How to deal with cognitive distortions?
Tracking your thinking can help you divert these powerful negative cognitive distortions. Your ideas and opinions can be strong but you can develop new habits of letting them go. You might hold your beliefs and points of view dear but you can also open yourself up and accept that others have different views.
Your convictions – your values, morals and self-concept – are involved here, but you can incorporate and appreciate that other people’s ideas might also be valid too. They may simply be different. The key here is the ability to consider before drawing conclusions. You can alter your mental habits and redirect your thinking.
Your NATs, Negative Automatic Thoughts, are powerful habits and patterns that you have developed over time but they as such they can be realigned with the real world, your actual situation.
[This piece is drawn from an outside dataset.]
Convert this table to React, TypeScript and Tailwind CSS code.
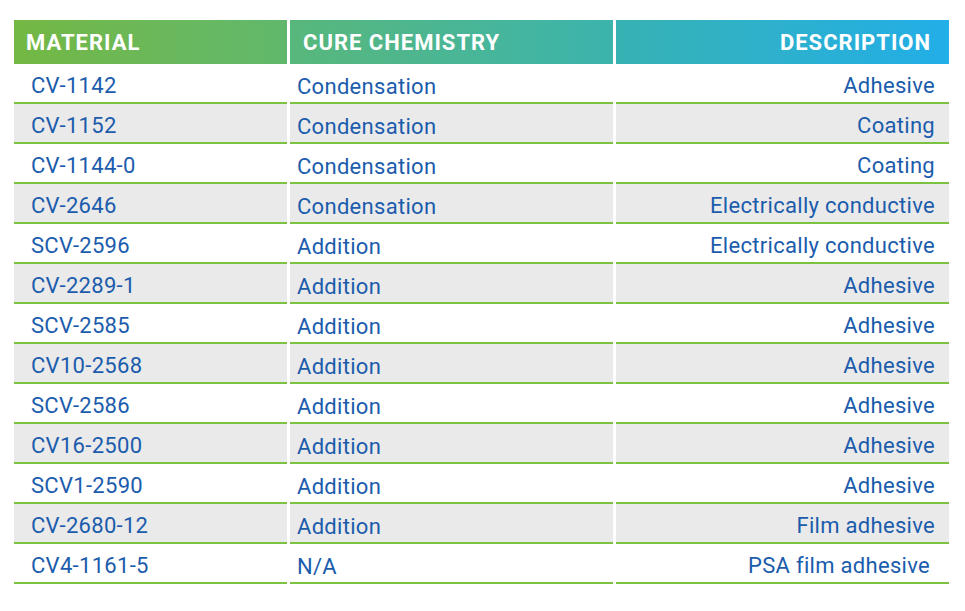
const rows = [
  ["CV-1142", "Condensation", "Adhesive"],
  ["CV-1152", "Condensation", "Coating"],
  ["CV-1144-0", "Condensation", "Coating"],
  ["CV-2646", "Condensation", "Electrically conductive"],
  ["SCV-2596", "Addition", "Electrically conductive"],
  ["CV-2289-1", "Addition", "Adhesive"],
  ["SCV-2585", "Addition", "Adhesive"],
  ["CV10-2568", "Addition", "Adhesive"],
  ["SCV-2586", "Addition", "Adhesive"],
  ["CV16-2500", "Addition", "Adhesive"],
  ["SCV1-2590", "Addition", "Adhesive"],
  ["CV-2680-12", "Addition", "Film adhesive"],
  ["CV4-1161-5", "N/A", "PSA film adhesive"],
];

export default function App() {
  return (
    <div
      className="w-[965px] h-[611px] bg-white pt-5 pl-[14px]"
      style={{ fontFamily: "Roboto, 'Liberation Sans', sans-serif" }}
    >
      <div className="grid grid-cols-[273px_323px_333px] gap-x-[3px] w-[935px]">
        {/* Header */}
        <div className="h-[44px] flex items-center pl-3 bg-gradient-to-r from-[#74b843] to-[#61b86c] text-white font-bold text-[22px] tracking-[1px]">
          MATERIAL
        </div>
        <div className="h-[44px] flex items-center pl-[13px] bg-gradient-to-r from-[#58b77a] to-[#3bb4ad] text-white font-bold text-[22px] tracking-[1px]">
          CURE CHEMISTRY
        </div>
        <div className="h-[44px] flex items-center justify-end pr-[18px] bg-gradient-to-r from-[#37b2b3] to-[#22aee8] text-white font-bold text-[22px] tracking-[1px]">
          DESCRIPTION
        </div>

        {/* Rows */}
        {rows.map((r, i) => {
          const bg = i % 2 === 1 ? "bg-[#eaeaea]" : "bg-white";
          return [
            <div
              key={`a${i}`}
              className={`${bg} h-10 border-b-2 border-[#7bc142] flex items-center pl-[17px] pt-1 text-[22px] tracking-[0.3px] text-[#1b5cac]`}
            >
              {r[0]}
            </div>,
            <div
              key={`b${i}`}
              className={`${bg} h-10 border-b-2 border-[#7bc142] flex items-center pl-[7px] pt-[7px] text-[22px] tracking-[0.3px] text-[#1b5cac]`}
            >
              {r[1]}
            </div>,
            <div
              key={`c${i}`}
              className={`${bg} h-10 border-b-2 border-[#7bc142] flex items-center justify-end pt-1 text-[22px] tracking-[0.3px] text-[#1b5cac] ${i === 12 ? "pr-[19px]" : "pr-[14px]"}`}
            >
              {r[2]}
            </div>,
          ];
        })}
      </div>
    </div>
  );
}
To apply the ABC model, we begin by helping you identify your current logic, for example, a client says A made them feel C. It is about developing curiosity rather than judgements about your thoughts. Stepping back enables you to observe and to loosen the hold habitual thought patterns may have in your life. This helps you to identify the beliefs created by the link between A and C, and we can examine them closely together. Did the thoughts and beliefs we uncovered together really lead to the consequences you expected? It’s an illuminating question, and answering it honestly will usually deliver a more accurate, realistic and positive picture for you to work with.
Everyone deletes distorts and generalises
We all do tend to delete, distort and generalise our experience and view situations through our filters and interpret the world around us via our own preferences. Yes, the meaning we attribute to something is the glue of experience. This is how we make sense of a complex world. But when we notice our negative language and the potential pitfalls involved, we have the chance to change the construct and then change the meaning. These key choice points make it so much easier to avoid those tricky, easy to fall into mind traps and move quickly towards freeing and more effective thinking habits.